Direction: Would you write out the listing verbatim and skip every picture in it?

Dataset content:
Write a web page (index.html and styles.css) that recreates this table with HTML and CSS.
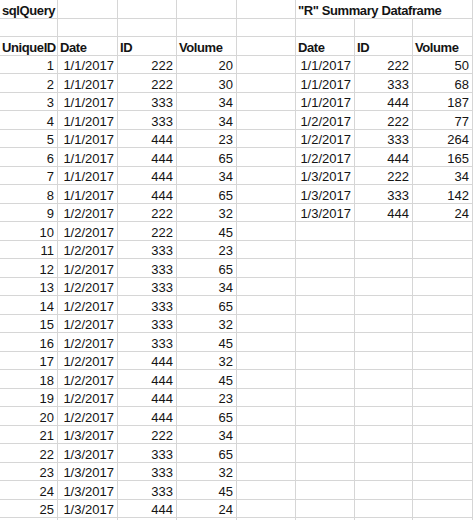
FILE: index.html
```html
<!DOCTYPE html>
<html>
<head>
<meta charset="utf-8">
<link rel="stylesheet" href="styles.css">
</head>
<body>
<div class="sheet">
<div class="c b">sqlQuery</div><div class="c"></div><div class="c"></div><div class="c"></div><div class="c"></div><div class="c b ov">"R" Summary Dataframe</div><div class="c hid"></div><div class="c"></div>
<div class="c"></div><div class="c"></div><div class="c"></div><div class="c"></div><div class="c"></div><div class="c"></div><div class="c"></div><div class="c"></div>
<div class="c b">UniqueID</div><div class="c b">Date</div><div class="c b">ID</div><div class="c b">Volume</div><div class="c"></div><div class="c b">Date</div><div class="c b">ID</div><div class="c b">Volume</div>
<div class="c n">1</div><div class="c n">1/1/2017</div><div class="c n">222</div><div class="c n">20</div><div class="c"></div><div class="c n">1/1/2017</div><div class="c n">222</div><div class="c n">50</div>
<div class="c n">2</div><div class="c n">1/1/2017</div><div class="c n">222</div><div class="c n">30</div><div class="c"></div><div class="c n">1/1/2017</div><div class="c n">333</div><div class="c n">68</div>
<div class="c n">3</div><div class="c n">1/1/2017</div><div class="c n">333</div><div class="c n">34</div><div class="c"></div><div class="c n">1/1/2017</div><div class="c n">444</div><div class="c n">187</div>
<div class="c n">4</div><div class="c n">1/1/2017</div><div class="c n">333</div><div class="c n">34</div><div class="c"></div><div class="c n">1/2/2017</div><div class="c n">222</div><div class="c n">77</div>
<div class="c n">5</div><div class="c n">1/1/2017</div><div class="c n">444</div><div class="c n">23</div><div class="c"></div><div class="c n">1/2/2017</div><div class="c n">333</div><div class="c n">264</div>
<div class="c n">6</div><div class="c n">1/1/2017</div><div class="c n">444</div><div class="c n">65</div><div class="c"></div><div class="c n">1/2/2017</div><div class="c n">444</div><div class="c n">165</div>
<div class="c n">7</div><div class="c n">1/1/2017</div><div class="c n">444</div><div class="c n">34</div><div class="c"></div><div class="c n">1/3/2017</div><div class="c n">222</div><div class="c n">34</div>
<div class="c n">8</div><div class="c n">1/1/2017</div><div class="c n">444</div><div class="c n">65</div><div class="c"></div><div class="c n">1/3/2017</div><div class="c n">333</div><div class="c n">142</div>
<div class="c n">9</div><div class="c n">1/2/2017</div><div class="c n">222</div><div class="c n">32</div><div class="c"></div><div class="c n">1/3/2017</div><div class="c n">444</div><div class="c n">24</div>
<div class="c n">10</div><div class="c n">1/2/2017</div><div class="c n">222</div><div class="c n">45</div><div class="c"></div><div class="c"></div><div class="c"></div><div class="c"></div>
<div class="c n">11</div><div class="c n">1/2/2017</div><div class="c n">333</div><div class="c n">23</div><div class="c"></div><div class="c"></div><div class="c"></div><div class="c"></div>
<div class="c n">12</div><div class="c n">1/2/2017</div><div class="c n">333</div><div class="c n">65</div><div class="c"></div><div class="c"></div><div class="c"></div><div class="c"></div>
<div class="c n">13</div><div class="c n">1/2/2017</div><div class="c n">333</div><div class="c n">34</div><div class="c"></div><div class="c"></div><div class="c"></div><div class="c"></div>
<div class="c n">14</div><div class="c n">1/2/2017</div><div class="c n">333</div><div class="c n">65</div><div class="c"></div><div class="c"></div><div class="c"></div><div class="c"></div>
<div class="c n">15</div><div class="c n">1/2/2017</div><div class="c n">333</div><div class="c n">32</div><div class="c"></div><div class="c"></div><div class="c"></div><div class="c"></div>
<div class="c n">16</div><div class="c n">1/2/2017</div><div class="c n">333</div><div class="c n">45</div><div class="c"></div><div class="c"></div><div class="c"></div><div class="c"></div>
<div class="c n">17</div><div class="c n">1/2/2017</div><div class="c n">444</div><div class="c n">32</div><div class="c"></div><div class="c"></div><div class="c"></div><div class="c"></div>
<div class="c n">18</div><div class="c n">1/2/2017</div><div class="c n">444</div><div class="c n">45</div><div class="c"></div><div class="c"></div><div class="c"></div><div class="c"></div>
<div class="c n">19</div><div class="c n">1/2/2017</div><div class="c n">444</div><div class="c n">23</div><div class="c"></div><div class="c"></div><div class="c"></div><div class="c"></div>
<div class="c n">20</div><div class="c n">1/2/2017</div><div class="c n">444</div><div class="c n">65</div><div class="c"></div><div class="c"></div><div class="c"></div><div class="c"></div>
<div class="c n">21</div><div class="c n">1/3/2017</div><div class="c n">222</div><div class="c n">34</div><div class="c"></div><div class="c"></div><div class="c"></div><div class="c"></div>
<div class="c n">22</div><div class="c n">1/3/2017</div><div class="c n">333</div><div class="c n">65</div><div class="c"></div><div class="c"></div><div class="c"></div><div class="c"></div>
<div class="c n">23</div><div class="c n">1/3/2017</div><div class="c n">333</div><div class="c n">32</div><div class="c"></div><div class="c"></div><div class="c"></div><div class="c"></div>
<div class="c n">24</div><div class="c n">1/3/2017</div><div class="c n">333</div><div class="c n">45</div><div class="c"></div><div class="c"></div><div class="c"></div><div class="c"></div>
<div class="c n">25</div><div class="c n">1/3/2017</div><div class="c n">444</div><div class="c n">24</div><div class="c"></div><div class="c"></div><div class="c"></div><div class="c"></div>
<div class="c"></div><div class="c"></div><div class="c"></div><div class="c"></div><div class="c"></div><div class="c"></div><div class="c"></div><div class="c"></div>
</div>
</body>
</html>
```
FILE: styles.css
```css
html, body {
  margin: 0;
  padding: 0;
  background: #ffffff;
}
body {
  width: 474px;
  height: 520px;
  overflow: hidden;
}
.sheet {
  display: grid;
  grid-template-columns: 58px 60px 59px 60px 59px 59px 58px 60px;
  grid-auto-rows: 18.5px;
  font-family: "Liberation Sans", Arial, sans-serif;
  font-size: 13px;
  color: #141414;
}
.c {
  box-sizing: border-box;
  border-right: 1px solid #d6d6d6;
  border-bottom: 1px solid #d6d6d6;
  display: flex;
  align-items: flex-end;
  line-height: 15px;
  padding: 0 3px 0 3px;
  white-space: nowrap;
  min-width: 0;
}
.n {
  justify-content: flex-end;
}
.b {
  font-weight: bold;
  letter-spacing: -0.4px;
  padding-left: 2px;
}
.ov {
  overflow: visible;
  border-right-color: transparent;
  position: relative;
  z-index: 1;
}
.hid {
  border-right-color: transparent;
}
```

Response for this exercise:
Write a web page (index.html and styles.css) that recreates this table with HTML and CSS.
FILE: index.html
```html
<!DOCTYPE html>
<html>
<head>
<meta charset="utf-8">
<link rel="stylesheet" href="styles.css">
</head>
<body>
<div class="sheet">
<div class="c b">sqlQuery</div><div class="c"></div><div class="c"></div><div class="c"></div><div class="c"></div><div class="c b ov">"R" Summary Dataframe</div><div class="c hid"></div><div class="c"></div>
<div class="c"></div><div class="c"></div><div class="c"></div><div class="c"></div><div class="c"></div><div class="c"></div><div class="c"></div><div class="c"></div>
<div class="c b">UniqueID</div><div class="c b">Date</div><div class="c b">ID</div><div class="c b">Volume</div><div class="c"></div><div class="c b">Date</div><div class="c b">ID</div><div class="c b">Volume</div>
<div class="c n">1</div><div class="c n">1/1/2017</div><div class="c n">222</div><div class="c n">20</div><div class="c"></div><div class="c n">1/1/2017</div><div class="c n">222</div><div class="c n">50</div>
<div class="c n">2</div><div class="c n">1/1/2017</div><div class="c n">222</div><div class="c n">30</div><div class="c"></div><div class="c n">1/1/2017</div><div class="c n">333</div><div class="c n">68</div>
<div class="c n">3</div><div class="c n">1/1/2017</div><div class="c n">333</div><div class="c n">34</div><div class="c"></div><div class="c n">1/1/2017</div><div class="c n">444</div><div class="c n">187</div>
<div class="c n">4</div><div class="c n">1/1/2017</div><div class="c n">333</div><div class="c n">34</div><div class="c"></div><div class="c n">1/2/2017</div><div class="c n">222</div><div class="c n">77</div>
<div class="c n">5</div><div class="c n">1/1/2017</div><div class="c n">444</div><div class="c n">23</div><div class="c"></div><div class="c n">1/2/2017</div><div class="c n">333</div><div class="c n">264</div>
<div class="c n">6</div><div class="c n">1/1/2017</div><div class="c n">444</div><div class="c n">65</div><div class="c"></div><div class="c n">1/2/2017</div><div class="c n">444</div><div class="c n">165</div>
<div class="c n">7</div><div class="c n">1/1/2017</div><div class="c n">444</div><div class="c n">34</div><div class="c"></div><div class="c n">1/3/2017</div><div class="c n">222</div><div class="c n">34</div>
<div class="c n">8</div><div class="c n">1/1/2017</div><div class="c n">444</div><div class="c n">65</div><div class="c"></div><div class="c n">1/3/2017</div><div class="c n">333</div><div class="c n">142</div>
<div class="c n">9</div><div class="c n">1/2/2017</div><div class="c n">222</div><div class="c n">32</div><div class="c"></div><div class="c n">1/3/2017</div><div class="c n">444</div><div class="c n">24</div>
<div class="c n">10</div><div class="c n">1/2/2017</div><div class="c n">222</div><div class="c n">45</div><div class="c"></div><div class="c"></div><div class="c"></div><div class="c"></div>
<div class="c n">11</div><div class="c n">1/2/2017</div><div class="c n">333</div><div class="c n">23</div><div class="c"></div><div class="c"></div><div class="c"></div><div class="c"></div>
<div class="c n">12</div><div class="c n">1/2/2017</div><div class="c n">333</div><div class="c n">65</div><div class="c"></div><div class="c"></div><div class="c"></div><div class="c"></div>
<div class="c n">13</div><div class="c n">1/2/2017</div><div class="c n">333</div><div class="c n">34</div><div class="c"></div><div class="c"></div><div class="c"></div><div class="c"></div>
<div class="c n">14</div><div class="c n">1/2/2017</div><div class="c n">333</div><div class="c n">65</div><div class="c"></div><div class="c"></div><div class="c"></div><div class="c"></div>
<div class="c n">15</div><div class="c n">1/2/2017</div><div class="c n">333</div><div class="c n">32</div><div class="c"></div><div class="c"></div><div class="c"></div><div class="c"></div>
<div class="c n">16</div><div class="c n">1/2/2017</div><div class="c n">333</div><div class="c n">45</div><div class="c"></div><div class="c"></div><div class="c"></div><div class="c"></div>
<div class="c n">17</div><div class="c n">1/2/2017</div><div class="c n">444</div><div class="c n">32</div><div class="c"></div><div class="c"></div><div class="c"></div><div class="c"></div>
<div class="c n">18</div><div class="c n">1/2/2017</div><div class="c n">444</div><div class="c n">45</div><div class="c"></div><div class="c"></div><div class="c"></div><div class="c"></div>
<div class="c n">19</div><div class="c n">1/2/2017</div><div class="c n">444</div><div class="c n">23</div><div class="c"></div><div class="c"></div><div class="c"></div><div class="c"></div>
<div class="c n">20</div><div class="c n">1/2/2017</div><div class="c n">444</div><div class="c n">65</div><div class="c"></div><div class="c"></div><div class="c"></div><div class="c"></div>
<div class="c n">21</div><div class="c n">1/3/2017</div><div class="c n">222</div><div class="c n">34</div><div class="c"></div><div class="c"></div><div class="c"></div><div class="c"></div>
<div class="c n">22</div><div class="c n">1/3/2017</div><div class="c n">333</div><div class="c n">65</div><div class="c"></div><div class="c"></div><div class="c"></div><div class="c"></div>
<div class="c n">23</div><div class="c n">1/3/2017</div><div class="c n">333</div><div class="c n">32</div><div class="c"></div><div class="c"></div><div class="c"></div><div class="c"></div>
<div class="c n">24</div><div class="c n">1/3/2017</div><div class="c n">333</div><div class="c n">45</div><div class="c"></div><div class="c"></div><div class="c"></div><div class="c"></div>
<div class="c n">25</div><div class="c n">1/3/2017</div><div class="c n">444</div><div class="c n">24</div><div class="c"></div><div class="c"></div><div class="c"></div><div class="c"></div>
<div class="c"></div><div class="c"></div><div class="c"></div><div class="c"></div><div class="c"></div><div class="c"></div><div class="c"></div><div class="c"></div>
</div>
</body>
</html>
```
FILE: styles.css
```css
html, body {
  margin: 0;
  padding: 0;
  background: #ffffff;
}
body {
  width: 474px;
  height: 520px;
  overflow: hidden;
}
.sheet {
  display: grid;
  grid-template-columns: 58px 60px 59px 60px 59px 59px 58px 60px;
  grid-auto-rows: 18.5px;
  font-family: "Liberation Sans", Arial, sans-serif;
  font-size: 13px;
  color: #141414;
}
.c {
  box-sizing: border-box;
  border-right: 1px solid #d6d6d6;
  border-bottom: 1px solid #d6d6d6;
  display: flex;
  align-items: flex-end;
  line-height: 15px;
  padding: 0 3px 0 3px;
  white-space: nowrap;
  min-width: 0;
}
.n {
  justify-content: flex-end;
}
.b {
  font-weight: bold;
  letter-spacing: -0.4px;
  padding-left: 2px;
}
.ov {
  overflow: visible;
  border-right-color: transparent;
  position: relative;
  z-index: 1;
}
.hid {
  border-right-color: transparent;
}
```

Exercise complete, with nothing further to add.